PROVIDED INFORMATION
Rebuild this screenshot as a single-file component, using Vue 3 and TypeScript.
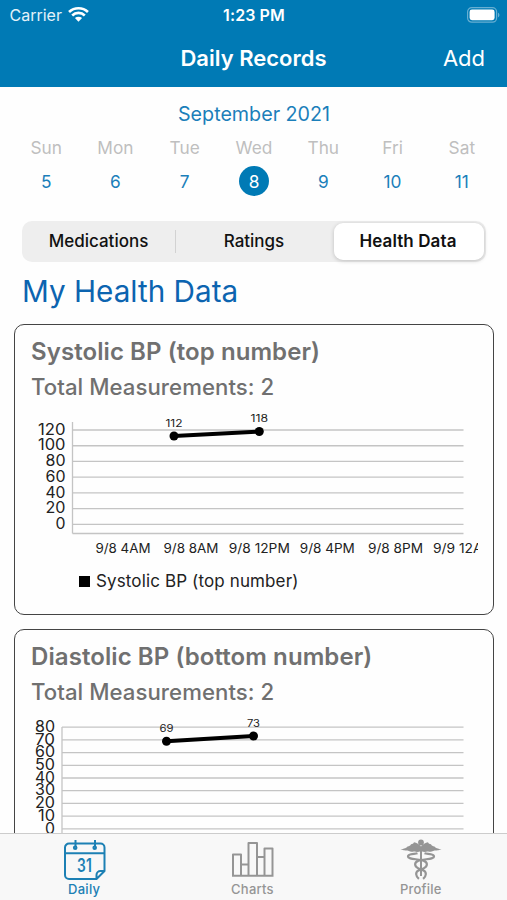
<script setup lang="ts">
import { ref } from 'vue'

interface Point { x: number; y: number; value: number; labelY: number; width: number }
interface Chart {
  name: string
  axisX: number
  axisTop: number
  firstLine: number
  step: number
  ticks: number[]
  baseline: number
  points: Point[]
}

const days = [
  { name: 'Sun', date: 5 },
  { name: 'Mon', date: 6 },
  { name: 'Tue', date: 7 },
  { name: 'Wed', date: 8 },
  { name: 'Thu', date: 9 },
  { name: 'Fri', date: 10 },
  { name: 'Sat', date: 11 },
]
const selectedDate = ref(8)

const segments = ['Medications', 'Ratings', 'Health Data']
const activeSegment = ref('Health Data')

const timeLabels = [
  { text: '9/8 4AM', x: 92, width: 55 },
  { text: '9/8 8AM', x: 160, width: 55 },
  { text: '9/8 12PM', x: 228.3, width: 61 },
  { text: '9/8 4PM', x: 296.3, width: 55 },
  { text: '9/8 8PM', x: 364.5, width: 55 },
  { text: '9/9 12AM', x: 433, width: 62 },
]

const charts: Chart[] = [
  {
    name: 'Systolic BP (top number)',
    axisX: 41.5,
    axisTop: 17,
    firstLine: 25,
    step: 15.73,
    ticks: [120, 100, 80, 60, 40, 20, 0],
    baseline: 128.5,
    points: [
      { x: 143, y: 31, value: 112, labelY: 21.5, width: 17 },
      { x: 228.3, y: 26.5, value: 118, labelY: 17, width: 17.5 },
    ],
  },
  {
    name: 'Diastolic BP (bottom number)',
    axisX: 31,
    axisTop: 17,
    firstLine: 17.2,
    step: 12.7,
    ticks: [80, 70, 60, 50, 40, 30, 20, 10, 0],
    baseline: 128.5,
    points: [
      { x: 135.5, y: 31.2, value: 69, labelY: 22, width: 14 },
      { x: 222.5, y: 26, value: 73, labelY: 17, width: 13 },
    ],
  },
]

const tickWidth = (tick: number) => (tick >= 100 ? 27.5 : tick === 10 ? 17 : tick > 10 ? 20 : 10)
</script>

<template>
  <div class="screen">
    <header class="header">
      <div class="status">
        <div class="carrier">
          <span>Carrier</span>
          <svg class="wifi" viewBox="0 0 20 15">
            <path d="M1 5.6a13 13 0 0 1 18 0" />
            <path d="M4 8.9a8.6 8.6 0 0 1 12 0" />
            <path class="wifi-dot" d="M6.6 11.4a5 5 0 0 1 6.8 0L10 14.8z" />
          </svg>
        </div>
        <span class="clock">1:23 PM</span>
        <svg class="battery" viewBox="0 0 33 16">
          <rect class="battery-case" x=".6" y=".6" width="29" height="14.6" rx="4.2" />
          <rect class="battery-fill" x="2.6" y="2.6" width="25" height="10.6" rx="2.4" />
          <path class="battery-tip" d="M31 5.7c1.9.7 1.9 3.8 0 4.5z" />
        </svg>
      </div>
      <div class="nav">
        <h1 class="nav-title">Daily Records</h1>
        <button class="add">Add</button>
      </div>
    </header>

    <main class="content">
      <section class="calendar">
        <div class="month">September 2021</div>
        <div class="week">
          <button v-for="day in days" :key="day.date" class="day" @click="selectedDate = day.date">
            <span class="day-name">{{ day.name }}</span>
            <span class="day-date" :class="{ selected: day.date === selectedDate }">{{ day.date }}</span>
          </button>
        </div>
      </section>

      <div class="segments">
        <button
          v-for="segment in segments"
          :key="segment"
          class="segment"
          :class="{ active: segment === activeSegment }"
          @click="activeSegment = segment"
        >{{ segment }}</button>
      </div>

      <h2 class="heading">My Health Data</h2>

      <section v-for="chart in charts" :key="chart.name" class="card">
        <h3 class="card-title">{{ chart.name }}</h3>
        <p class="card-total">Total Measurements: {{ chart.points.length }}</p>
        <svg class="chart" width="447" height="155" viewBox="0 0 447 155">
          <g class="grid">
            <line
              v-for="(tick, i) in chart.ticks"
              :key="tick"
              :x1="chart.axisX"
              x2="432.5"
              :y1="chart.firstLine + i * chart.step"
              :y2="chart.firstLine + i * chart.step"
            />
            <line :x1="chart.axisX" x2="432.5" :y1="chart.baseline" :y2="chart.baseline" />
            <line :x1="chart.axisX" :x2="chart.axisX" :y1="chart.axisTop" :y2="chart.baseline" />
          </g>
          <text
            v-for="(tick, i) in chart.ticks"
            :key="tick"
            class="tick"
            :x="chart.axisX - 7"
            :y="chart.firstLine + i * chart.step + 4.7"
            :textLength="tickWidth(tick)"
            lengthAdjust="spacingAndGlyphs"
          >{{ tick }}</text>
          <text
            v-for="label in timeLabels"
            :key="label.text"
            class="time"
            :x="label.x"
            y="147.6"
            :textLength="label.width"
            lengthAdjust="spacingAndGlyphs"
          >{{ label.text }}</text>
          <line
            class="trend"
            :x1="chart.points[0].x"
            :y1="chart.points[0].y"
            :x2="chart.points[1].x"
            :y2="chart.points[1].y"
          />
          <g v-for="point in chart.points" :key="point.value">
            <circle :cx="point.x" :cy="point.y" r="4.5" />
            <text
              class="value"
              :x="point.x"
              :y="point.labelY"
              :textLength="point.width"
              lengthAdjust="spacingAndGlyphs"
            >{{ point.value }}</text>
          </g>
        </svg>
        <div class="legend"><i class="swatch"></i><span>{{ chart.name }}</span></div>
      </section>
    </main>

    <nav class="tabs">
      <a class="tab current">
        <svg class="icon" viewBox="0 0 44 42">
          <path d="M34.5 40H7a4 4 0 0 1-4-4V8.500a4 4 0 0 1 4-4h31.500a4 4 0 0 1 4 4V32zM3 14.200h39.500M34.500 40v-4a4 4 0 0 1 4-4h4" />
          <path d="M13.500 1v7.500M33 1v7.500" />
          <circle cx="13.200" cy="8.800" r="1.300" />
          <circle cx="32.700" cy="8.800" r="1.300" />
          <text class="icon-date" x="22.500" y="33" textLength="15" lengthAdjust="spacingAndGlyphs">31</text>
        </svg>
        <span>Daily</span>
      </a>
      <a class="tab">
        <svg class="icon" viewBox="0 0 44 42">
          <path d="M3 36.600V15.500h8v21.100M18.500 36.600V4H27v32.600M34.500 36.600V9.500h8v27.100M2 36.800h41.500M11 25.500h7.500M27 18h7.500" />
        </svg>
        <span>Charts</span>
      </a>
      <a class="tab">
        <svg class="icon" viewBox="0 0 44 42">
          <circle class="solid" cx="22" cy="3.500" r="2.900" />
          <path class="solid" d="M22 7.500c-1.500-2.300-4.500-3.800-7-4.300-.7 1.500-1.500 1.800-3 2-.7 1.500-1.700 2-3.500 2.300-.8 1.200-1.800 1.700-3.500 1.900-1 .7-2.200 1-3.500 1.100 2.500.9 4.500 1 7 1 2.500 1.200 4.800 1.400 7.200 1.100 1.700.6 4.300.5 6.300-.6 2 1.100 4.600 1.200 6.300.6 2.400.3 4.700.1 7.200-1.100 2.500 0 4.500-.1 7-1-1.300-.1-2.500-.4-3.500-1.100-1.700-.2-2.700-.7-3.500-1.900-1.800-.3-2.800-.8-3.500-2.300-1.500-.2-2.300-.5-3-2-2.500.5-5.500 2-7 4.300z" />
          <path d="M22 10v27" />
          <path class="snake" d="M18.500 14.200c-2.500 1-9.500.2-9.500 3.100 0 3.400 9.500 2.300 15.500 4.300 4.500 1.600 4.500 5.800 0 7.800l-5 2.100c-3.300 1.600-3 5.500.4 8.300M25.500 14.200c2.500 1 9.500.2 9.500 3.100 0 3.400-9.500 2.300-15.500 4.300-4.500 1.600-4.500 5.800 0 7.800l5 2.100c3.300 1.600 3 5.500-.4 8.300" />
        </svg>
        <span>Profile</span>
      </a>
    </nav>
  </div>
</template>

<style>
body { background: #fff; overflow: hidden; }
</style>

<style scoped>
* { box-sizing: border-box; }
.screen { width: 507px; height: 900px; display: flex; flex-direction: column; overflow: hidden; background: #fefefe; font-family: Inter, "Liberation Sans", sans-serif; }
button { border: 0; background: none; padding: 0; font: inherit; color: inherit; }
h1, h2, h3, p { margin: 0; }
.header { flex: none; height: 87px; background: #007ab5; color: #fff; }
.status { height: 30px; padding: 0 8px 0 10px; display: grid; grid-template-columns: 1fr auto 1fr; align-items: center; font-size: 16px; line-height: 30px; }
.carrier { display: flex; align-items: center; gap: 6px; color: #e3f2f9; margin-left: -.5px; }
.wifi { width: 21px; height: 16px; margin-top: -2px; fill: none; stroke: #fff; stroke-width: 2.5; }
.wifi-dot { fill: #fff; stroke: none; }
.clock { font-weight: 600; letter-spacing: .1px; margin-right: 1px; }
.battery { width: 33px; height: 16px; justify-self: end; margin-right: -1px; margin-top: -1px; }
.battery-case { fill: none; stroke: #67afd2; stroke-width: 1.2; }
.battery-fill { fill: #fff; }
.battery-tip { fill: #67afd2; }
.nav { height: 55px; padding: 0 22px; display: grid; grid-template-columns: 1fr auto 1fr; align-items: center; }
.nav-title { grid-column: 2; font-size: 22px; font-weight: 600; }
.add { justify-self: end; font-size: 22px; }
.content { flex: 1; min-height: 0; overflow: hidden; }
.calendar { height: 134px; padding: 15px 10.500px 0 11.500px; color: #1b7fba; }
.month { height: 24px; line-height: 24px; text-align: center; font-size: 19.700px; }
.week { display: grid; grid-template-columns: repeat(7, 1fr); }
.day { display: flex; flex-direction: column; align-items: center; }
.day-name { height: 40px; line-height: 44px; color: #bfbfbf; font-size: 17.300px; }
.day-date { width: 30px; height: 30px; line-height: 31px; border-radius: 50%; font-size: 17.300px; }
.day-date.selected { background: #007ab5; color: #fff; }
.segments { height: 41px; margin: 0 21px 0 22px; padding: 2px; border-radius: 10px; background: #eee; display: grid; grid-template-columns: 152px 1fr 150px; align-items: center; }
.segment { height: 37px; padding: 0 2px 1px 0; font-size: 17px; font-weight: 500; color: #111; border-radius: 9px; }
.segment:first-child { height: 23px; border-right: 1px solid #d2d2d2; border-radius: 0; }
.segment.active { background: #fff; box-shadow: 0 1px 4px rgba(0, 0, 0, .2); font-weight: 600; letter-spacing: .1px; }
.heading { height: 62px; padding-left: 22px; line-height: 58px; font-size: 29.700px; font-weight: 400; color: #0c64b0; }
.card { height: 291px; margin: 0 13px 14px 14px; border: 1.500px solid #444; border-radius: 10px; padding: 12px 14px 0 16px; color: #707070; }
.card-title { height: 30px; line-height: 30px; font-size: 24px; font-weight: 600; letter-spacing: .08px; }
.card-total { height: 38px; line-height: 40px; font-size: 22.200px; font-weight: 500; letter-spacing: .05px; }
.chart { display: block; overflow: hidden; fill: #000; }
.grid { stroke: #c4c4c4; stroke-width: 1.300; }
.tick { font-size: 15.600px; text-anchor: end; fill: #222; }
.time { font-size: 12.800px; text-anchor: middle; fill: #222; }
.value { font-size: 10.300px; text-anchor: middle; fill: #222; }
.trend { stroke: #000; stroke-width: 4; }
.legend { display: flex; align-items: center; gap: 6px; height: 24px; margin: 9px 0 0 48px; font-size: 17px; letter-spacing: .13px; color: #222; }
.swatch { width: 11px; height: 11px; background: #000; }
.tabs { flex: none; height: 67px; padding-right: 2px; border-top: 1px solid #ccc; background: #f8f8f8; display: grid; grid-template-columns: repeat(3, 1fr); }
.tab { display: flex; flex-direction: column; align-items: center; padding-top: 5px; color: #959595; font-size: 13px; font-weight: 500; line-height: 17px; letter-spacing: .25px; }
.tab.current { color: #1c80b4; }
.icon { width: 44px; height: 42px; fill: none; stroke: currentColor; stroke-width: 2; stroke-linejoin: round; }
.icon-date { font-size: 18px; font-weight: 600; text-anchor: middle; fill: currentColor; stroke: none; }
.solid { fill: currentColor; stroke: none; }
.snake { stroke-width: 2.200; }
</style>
...
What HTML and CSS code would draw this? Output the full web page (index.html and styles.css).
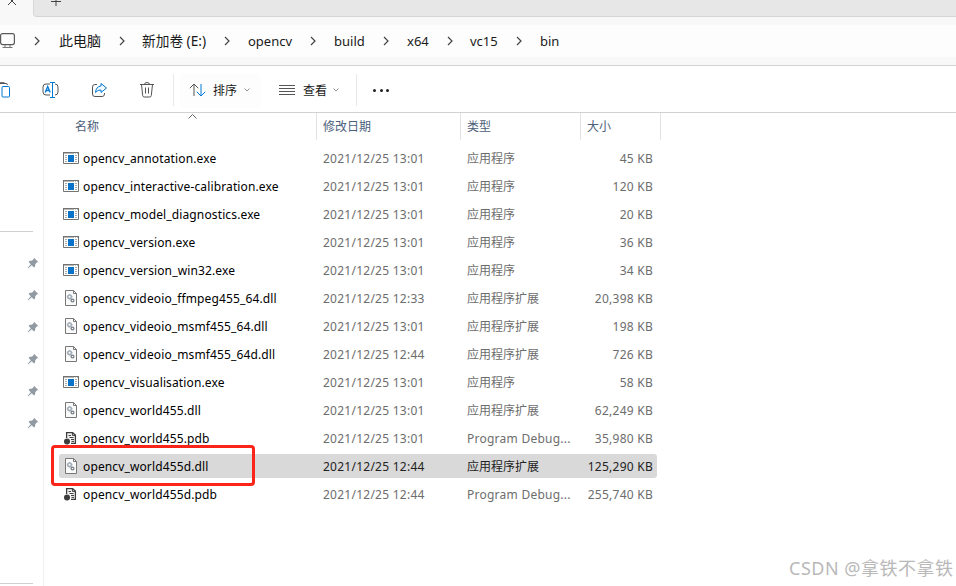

TASK DIRECTIONS
Search the records for the word "this". Copy every line that has it.

RESPONSE TO THE TASK
Rebuild this screenshot as a single-file component, using Vue 3 and TypeScript.
What HTML and CSS code would draw this? Output the full web page (index.html and styles.css).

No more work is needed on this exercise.